# [Material to process]

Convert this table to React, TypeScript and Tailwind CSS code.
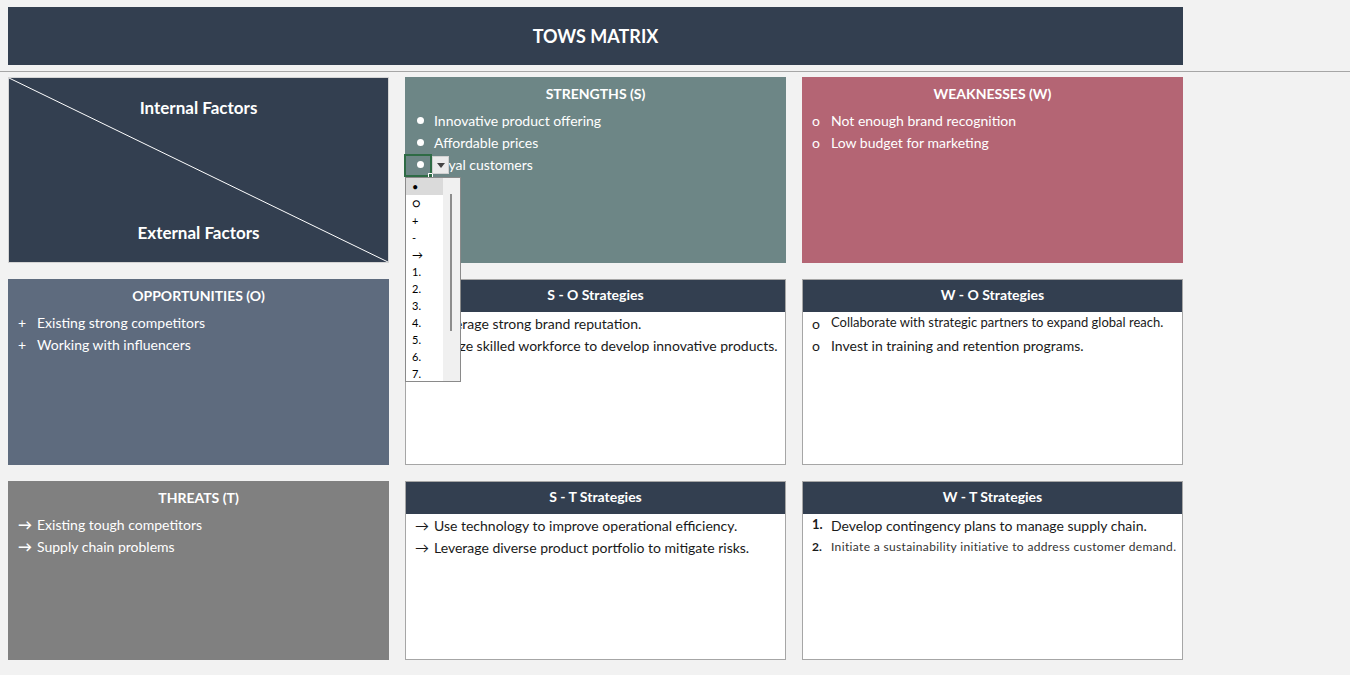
import React from "react"

type Item = { mark: React.ReactNode; text: string; markClass?: string; textClass?: string }

const font = { fontFamily: "Lato, 'Open Sans', sans-serif" }

const dot = <span className="inline-block w-[7px] h-[7px] rounded-full bg-white ml-[2px]" />

function FactorBox({ title, bg, items }: { title: string; bg: string; items: Item[] }) {
  return (
    <div className={`${bg} text-white pt-[7px]`}>
      <div className="text-center font-bold text-[14px] leading-[20px]">{title}</div>
      <ul className="mt-[5px]">
        {items.map((it) => (
          <li key={it.text} className="flex items-center h-[22px] text-[14px]">
            <span className={`w-[29px] shrink-0 pl-[10px] flex items-center ${it.markClass ?? ""}`}>{it.mark}</span>
            <span>{it.text}</span>
          </li>
        ))}
      </ul>
    </div>
  )
}

function StrategyBox({ title, items }: { title: string; items: Item[] }) {
  return (
    <div className="bg-white border border-[#a6a6a6] flex flex-col">
      <div className="h-[32px] pb-[3px] bg-[#333f50] text-white font-bold text-[14px] flex items-center justify-center">
        {title}
      </div>
      <ul>
        {items.map((it) => (
          <li key={it.text} className="flex items-center h-[22px] text-[14px] text-[#1a1a1a] whitespace-nowrap">
            <span className={`w-[28px] shrink-0 pl-[9px] ${it.markClass ?? ""}`}>{it.mark}</span>
            <span className={it.textClass}>{it.text}</span>
          </li>
        ))}
      </ul>
    </div>
  )
}

function Dropdown() {
  const options = ["•", "○", "+", "-", "→", "1.", "2.", "3.", "4.", "5.", "6.", "7."]
  return (
    <>
      {/* selected cell */}
      <div className="absolute left-[404px] top-[154px] w-[28px] h-[23px] border-2 border-[#2e6b45]">
        <div className="absolute -right-[3px] -bottom-[3px] w-[5px] h-[5px] bg-[#2e6b45] border border-white" />
      </div>
      {/* arrow button */}
      <div className="absolute left-[432px] top-[156px] w-[17px] h-[18px] bg-[#ebebeb] border border-[#d0d0d0] flex items-center justify-center">
        <svg width="8" height="5" viewBox="0 0 8 5">
          <path d="M0 0 L8 0 L4 5 Z" fill="#444" />
        </svg>
      </div>
      {/* list */}
      <div className="absolute left-[405px] top-[177px] w-[56px] h-[205px] bg-white border border-[#8a8a8a] flex">
        <div className="w-[37px] flex flex-col">
          {options.map((o, i) => (
            <div
              key={o}
              className={`h-[17px] leading-[17px] pl-[6px] text-black ${i === 1 ? "text-[13px]" : "text-[11px]"} ${
                i === 0 ? "bg-[#dadada]" : ""
              }`}
            >
              {o}
            </div>
          ))}
        </div>
        <div className="flex-1 bg-[#f0f0f0] relative">
          <div className="absolute left-[7px] top-[16px] w-[2px] h-[137px] bg-[#8c8c8c]" />
        </div>
      </div>
    </>
  )
}

export default function App() {
  return (
    <div className="relative w-[1350px] h-[675px] bg-[#f2f2f2] overflow-hidden" style={font}>
      <div className="pt-[7px] px-[8px]">
        <div className="w-[1175px] h-[58px] bg-[#333f50] text-white font-bold text-[18px] flex items-center justify-center">
          TOWS MATRIX
        </div>
      </div>
      <div className="mt-[6px] h-px bg-[#a6a6a6]" />
      <div className="mt-[5px] ml-[8px] w-[1175px] grid grid-cols-[381px_381px_381px] grid-rows-[186px_186px_179px] gap-[16px]">
        {/* corner cell */}
        <div className="relative bg-[#333f50] border border-[#d4d4d4] text-white font-bold text-[17px]">
          <svg className="absolute inset-0 w-full h-full" viewBox="0 0 100 100" preserveAspectRatio="none">
            <line x1="0" y1="0" x2="100" y2="100" stroke="#ffffff" strokeWidth="1" vectorEffect="non-scaling-stroke" />
          </svg>
          <div className="relative flex flex-col h-full items-center">
            <div className="mt-[18px] leading-[24px]">Internal Factors</div>
            <div className="mt-auto mb-[17px] leading-[24px]">External Factors</div>
          </div>
        </div>
        <FactorBox
          title="STRENGTHS (S)"
          bg="bg-[#6d8686]"
          items={[
            { mark: dot, text: "Innovative product offering" },
            { mark: dot, text: "Affordable prices" },
            { mark: dot, text: "Loyal customers" },
          ]}
        />
        <FactorBox
          title="WEAKNESSES (W)"
          bg="bg-[#b46574]"
          items={[
            { mark: "o", text: "Not enough brand recognition" },
            { mark: "o", text: "Low budget for marketing" },
          ]}
        />
        <FactorBox
          title="OPPORTUNITIES (O)"
          bg="bg-[#5e6b7e]"
          items={[
            { mark: "+", text: "Existing strong competitors" },
            { mark: "+", text: "Working with influencers" },
          ]}
        />
        <StrategyBox
          title="S - O Strategies"
          items={[
            { mark: "•", text: "Leverage strong brand reputation." },
            { mark: "•", text: "Utilize skilled workforce to develop innovative products." },
          ]}
        />
        <StrategyBox
          title="W - O Strategies"
          items={[
            { mark: "o", text: "Collaborate with strategic partners to expand global reach.", textClass: "text-[13px]" },
            { mark: "o", text: "Invest in training and retention programs." },
          ]}
        />
        <FactorBox
          title="THREATS (T)"
          bg="bg-[#808080]"
          items={[
            { mark: "→", text: "Existing tough competitors", markClass: "font-bold" },
            { mark: "→", text: "Supply chain problems", markClass: "font-bold" },
          ]}
        />
        <StrategyBox
          title="S - T Strategies"
          items={[
            { mark: "→", text: "Use technology to improve operational efficiency." },
            { mark: "→", text: "Leverage diverse product portfolio to mitigate risks." },
          ]}
        />
        <StrategyBox
          title="W - T Strategies"
          items={[
            { mark: "1.", text: "Develop contingency plans to manage supply chain.", markClass: "font-bold text-[13px]" },
            {
              mark: "2.",
              text: "Initiate a sustainability initiative to address customer demand.",
              markClass: "font-bold text-[12px]",
              textClass: "text-[12px] tracking-[0.35px] text-[#333]",
            },
          ]}
        />
      </div>
      <Dropdown />
    </div>
  )
}
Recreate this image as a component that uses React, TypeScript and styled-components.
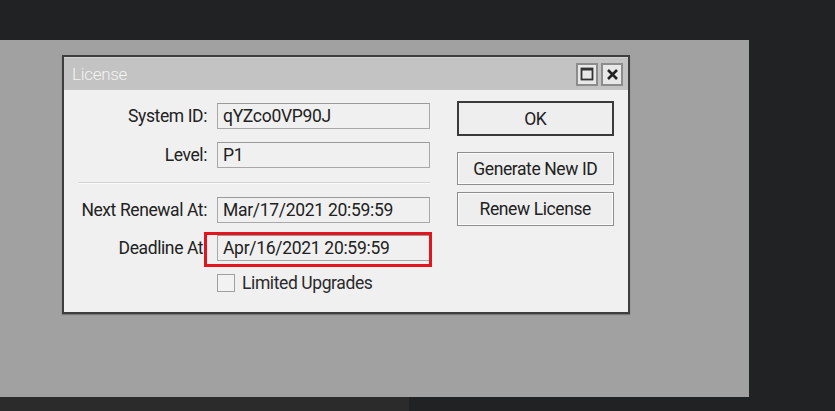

# [Task description]
Emit the lines of the material exactly, from its first line to the line containing "const dot = <span", inclusive; leave every picture out.

# [Response to the task]
Convert this table to React, TypeScript and Tailwind CSS code.
import React from "react"

type Item = { mark: React.ReactNode; text: string; markClass?: string; textClass?: string }

const font = { fontFamily: "Lato, 'Open Sans', sans-serif" }

const dot = <span className="inline-block w-[7px] h-[7px] rounded-full bg-white ml-[2px]" />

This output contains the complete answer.